Adam Schwartzberg, a staff scientist at the Molecular Foundry who served as a co-lead in the study, said, "It took a combination of multiple types of techniques to pin down what's really going on."

He added, "Now that we know what defects we have and what effect they have on the properties of the material, we can use this information to reduce or eliminate defects – or if you want the defect, it gives us a way of knowing where the defects are," and provides fresh insight about how to propagate and amplify the defects in the sample-production process.

While the concentration of edge defects in the WS2 flakes was generally known before the latest study, Schwartzberg said that their effects on materials performance hadn't previously been studied in such a comprehensive and detailed way.

Researchers learned that a 10 percent deficiency in sulfur atoms was associated with the defective edge regions of the samples compared to other regions, and they identified a slighter, 3 percent sulfur deficiency toward the center of the flakes. Researchers also noted a change in the electronic structure and higher abundance of freely moving electrical charge-carriers associated with the high-defect edge areas.

For this study, the defects were due to the sample-growth process. Future nanoARPES studies will focus on samples with defects that are induced through chemical processing or other treatments. Researchers hope to control the amount and kinds of atoms that are affected, and the locations where these defects are concentrated in the flakes.
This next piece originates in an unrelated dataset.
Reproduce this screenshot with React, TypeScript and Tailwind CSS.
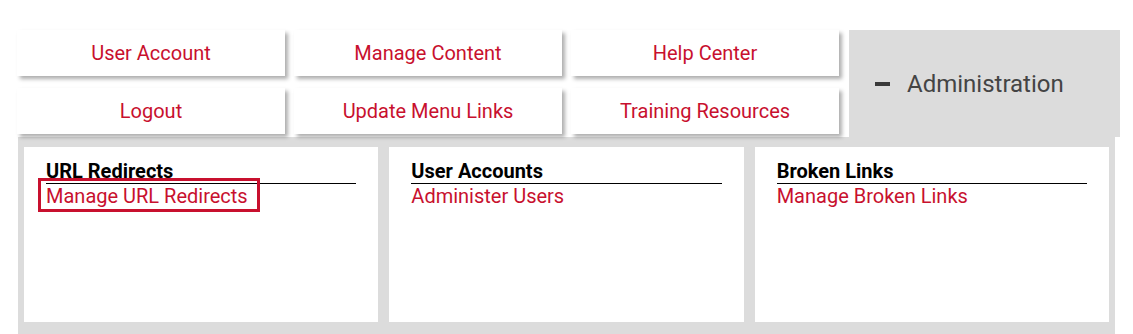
import React from "react";

const red = "text-[#c8102e]";

function NavButton({ label }: { label: string }) {
  return (
    <a
      href="#"
      className={`flex h-[46px] w-[268px] items-center justify-center bg-white text-[20px] ${red} shadow-[3px_3px_4px_rgba(0,0,0,0.32)]`}
    >
      {label}
    </a>
  );
}

function Card({
  title,
  link,
  highlight,
}: {
  title: string;
  link: string;
  highlight?: boolean;
}) {
  return (
    <div className="h-[175px] bg-white px-[22px] pt-[12px]">
      <div className="border-b border-black text-[20px] font-bold leading-[24px] text-black">
        {title}
      </div>
      <div className="relative">
        <a href="#" className={`text-[20px] leading-[24px] ${red}`}>
          {link}
        </a>
        {highlight && (
          <div className="pointer-events-none absolute left-[-8px] top-[-6px] h-[34px] w-[222px] border-[3px] border-[#c8102e]" />
        )}
      </div>
    </div>
  );
}

export default function App() {
  return (
    <div
      className="min-h-[334px] bg-white pt-[30px]"
      style={{ fontFamily: "Roboto, 'Noto Sans', Arial, sans-serif" }}
    >
      <div className="flex pl-[17px]">
        <div className="grid grid-cols-[268px_268px_268px] gap-x-[9px] gap-y-[9px] pb-[1px]">
          <NavButton label="User Account" />
          <NavButton label="Manage Content" />
          <NavButton label="Help Center" />
          <NavButton label="Logout" />
          <NavButton label="Update Menu Links" />
          <NavButton label="Training Resources" />
        </div>
        <div className="ml-[10px] flex h-[107px] w-[271px] items-center bg-[#dcdcdc] pl-[26px]">
          <span className="mr-[17px] inline-block h-[4px] w-[15px] bg-[#3a3a3a]" />
          <span className="text-[24px] text-[#444444]">Administration</span>
        </div>
      </div>
      <div className="ml-[18px] w-[1097px] bg-[#dcdcdc] px-[6px] pb-[12px] pt-[10px]">
        <div className="grid grid-cols-3 gap-x-[11px]">
          <Card title="URL Redirects" link="Manage URL Redirects" highlight />
          <Card title="User Accounts" link="Administer Users" />
          <Card title="Broken Links" link="Manage Broken Links" />
        </div>
      </div>
    </div>
  );
}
Such tiny tweaks could be important for processes like catalysis, which is used to enhance and accelerate many important industrial chemical production processes, and to explore quantum processes that rely on the production of individual particles that serve as information carriers in electronics.

Because research of WS2 and related 2-D materials is still in its infancy, there are many unknowns about the roles specific types of defects play in these materials, and Rotenberg noted that there is a world of possibilities for so-called "defect engineering" in these materials.

In addition, MAESTRO's nanoARPES has the ability to study the electronic structures of stacks of different types of 2-D material layers. This can help researchers understand how their properties depend on their physical arrangement, and to explore working devices that incorporate 2-D materials.

"The unprecedented small scale of the measurements – currently approaching 50 nanometers – makes nanoARPES a great discovery tool that will be particularly useful to understand new materials as they are invented," Rotenberg said.

MAESTRO is one of the priority beamlines to be upgraded as part of the Lab's ALS Upgrade (ALS-U) project, a major undertaking that will produce even brighter, more focused beams of light for experiments. "The ALS-U project will further improve the performance of the nanoARPES technique," Rotenberg said, "making its measurements 10 to 30 times more efficient and significantly improving our ability to reach even shorter length scales."

NanoARPES could play an important role in the development of new solar technologies, because it allows researchers to see how nanoscale variations in chemical makeup, number of defects, and other structural features affect the electrons that ultimately govern their performance. These same issues are important for many other complex materials, such as superconductors, magnets, and thermoelectrics – which convert temperature to current and vice versa – so nanoARPES will also be very useful for these as well.